## BEGIN COLLECTED DATA
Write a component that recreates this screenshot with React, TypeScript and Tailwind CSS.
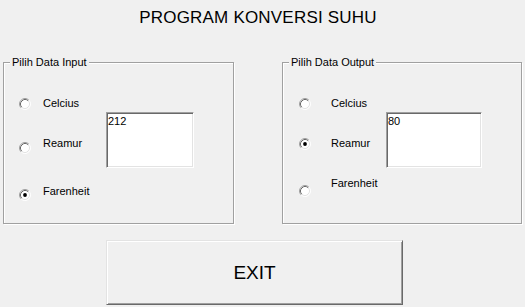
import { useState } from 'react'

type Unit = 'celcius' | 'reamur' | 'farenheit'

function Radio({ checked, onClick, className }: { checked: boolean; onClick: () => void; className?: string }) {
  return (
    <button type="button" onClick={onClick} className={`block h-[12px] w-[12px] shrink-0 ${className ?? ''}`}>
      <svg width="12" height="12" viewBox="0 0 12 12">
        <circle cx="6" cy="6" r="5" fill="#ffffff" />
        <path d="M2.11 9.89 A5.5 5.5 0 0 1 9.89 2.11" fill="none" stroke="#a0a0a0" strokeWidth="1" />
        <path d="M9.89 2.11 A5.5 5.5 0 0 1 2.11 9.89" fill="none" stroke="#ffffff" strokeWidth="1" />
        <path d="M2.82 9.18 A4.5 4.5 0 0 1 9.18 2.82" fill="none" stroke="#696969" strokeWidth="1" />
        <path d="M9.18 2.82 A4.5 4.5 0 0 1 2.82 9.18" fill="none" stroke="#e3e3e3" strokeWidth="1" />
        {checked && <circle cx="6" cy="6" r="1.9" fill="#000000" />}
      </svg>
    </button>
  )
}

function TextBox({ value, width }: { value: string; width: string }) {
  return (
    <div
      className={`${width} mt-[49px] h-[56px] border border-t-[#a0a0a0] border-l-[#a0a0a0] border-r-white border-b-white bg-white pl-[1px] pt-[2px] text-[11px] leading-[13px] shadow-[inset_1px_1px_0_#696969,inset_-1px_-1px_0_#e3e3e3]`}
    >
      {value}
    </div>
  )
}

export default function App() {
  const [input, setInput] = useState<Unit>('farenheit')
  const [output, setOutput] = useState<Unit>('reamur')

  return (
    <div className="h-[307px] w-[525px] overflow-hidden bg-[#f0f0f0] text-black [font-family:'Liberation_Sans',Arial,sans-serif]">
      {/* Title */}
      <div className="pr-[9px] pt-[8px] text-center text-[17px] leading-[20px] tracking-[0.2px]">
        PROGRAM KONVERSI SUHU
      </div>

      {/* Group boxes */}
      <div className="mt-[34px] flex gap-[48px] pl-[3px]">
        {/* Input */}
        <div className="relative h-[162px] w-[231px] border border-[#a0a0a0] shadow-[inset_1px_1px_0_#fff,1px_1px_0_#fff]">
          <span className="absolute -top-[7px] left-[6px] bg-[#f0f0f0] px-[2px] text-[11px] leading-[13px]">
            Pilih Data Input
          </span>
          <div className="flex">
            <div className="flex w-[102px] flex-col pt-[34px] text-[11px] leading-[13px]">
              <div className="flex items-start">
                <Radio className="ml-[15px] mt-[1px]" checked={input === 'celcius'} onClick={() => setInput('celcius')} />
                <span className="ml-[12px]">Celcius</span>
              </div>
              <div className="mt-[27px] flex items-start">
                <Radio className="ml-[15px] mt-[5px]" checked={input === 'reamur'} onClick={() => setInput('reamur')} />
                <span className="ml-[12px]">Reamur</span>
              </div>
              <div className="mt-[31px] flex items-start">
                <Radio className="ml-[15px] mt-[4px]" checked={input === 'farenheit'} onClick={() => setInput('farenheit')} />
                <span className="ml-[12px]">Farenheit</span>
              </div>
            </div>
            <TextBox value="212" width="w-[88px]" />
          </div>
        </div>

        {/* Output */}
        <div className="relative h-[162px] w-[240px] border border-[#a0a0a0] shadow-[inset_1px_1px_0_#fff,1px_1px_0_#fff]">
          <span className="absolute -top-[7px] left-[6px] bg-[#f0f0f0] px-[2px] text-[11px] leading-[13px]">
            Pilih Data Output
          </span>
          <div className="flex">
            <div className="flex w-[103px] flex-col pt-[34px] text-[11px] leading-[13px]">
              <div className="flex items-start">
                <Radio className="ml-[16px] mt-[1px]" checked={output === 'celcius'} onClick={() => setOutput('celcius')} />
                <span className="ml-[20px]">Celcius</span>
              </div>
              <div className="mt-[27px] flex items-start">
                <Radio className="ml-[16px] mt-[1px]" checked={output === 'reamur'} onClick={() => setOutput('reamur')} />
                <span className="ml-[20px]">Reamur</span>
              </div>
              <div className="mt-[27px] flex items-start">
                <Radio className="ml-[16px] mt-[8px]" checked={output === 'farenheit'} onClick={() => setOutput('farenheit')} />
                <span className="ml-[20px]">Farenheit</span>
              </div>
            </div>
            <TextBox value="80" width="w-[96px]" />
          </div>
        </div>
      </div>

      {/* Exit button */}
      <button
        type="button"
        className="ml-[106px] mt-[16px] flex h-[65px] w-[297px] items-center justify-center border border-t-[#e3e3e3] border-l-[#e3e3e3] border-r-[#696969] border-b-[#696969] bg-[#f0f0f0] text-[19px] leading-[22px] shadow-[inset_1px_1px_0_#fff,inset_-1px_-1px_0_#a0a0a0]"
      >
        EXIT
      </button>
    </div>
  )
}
## END COLLECTED DATA
§ YOUR TASK
Write out the lines from the start of the material to the line with "type Unit = 'celcius'", inclusive and exactly. Skip the pictures.

§ RESULT OF THE TASK
Write a component that recreates this screenshot with React, TypeScript and Tailwind CSS.
import { useState } from 'react'

type Unit = 'celcius' | 'reamur' | 'farenheit'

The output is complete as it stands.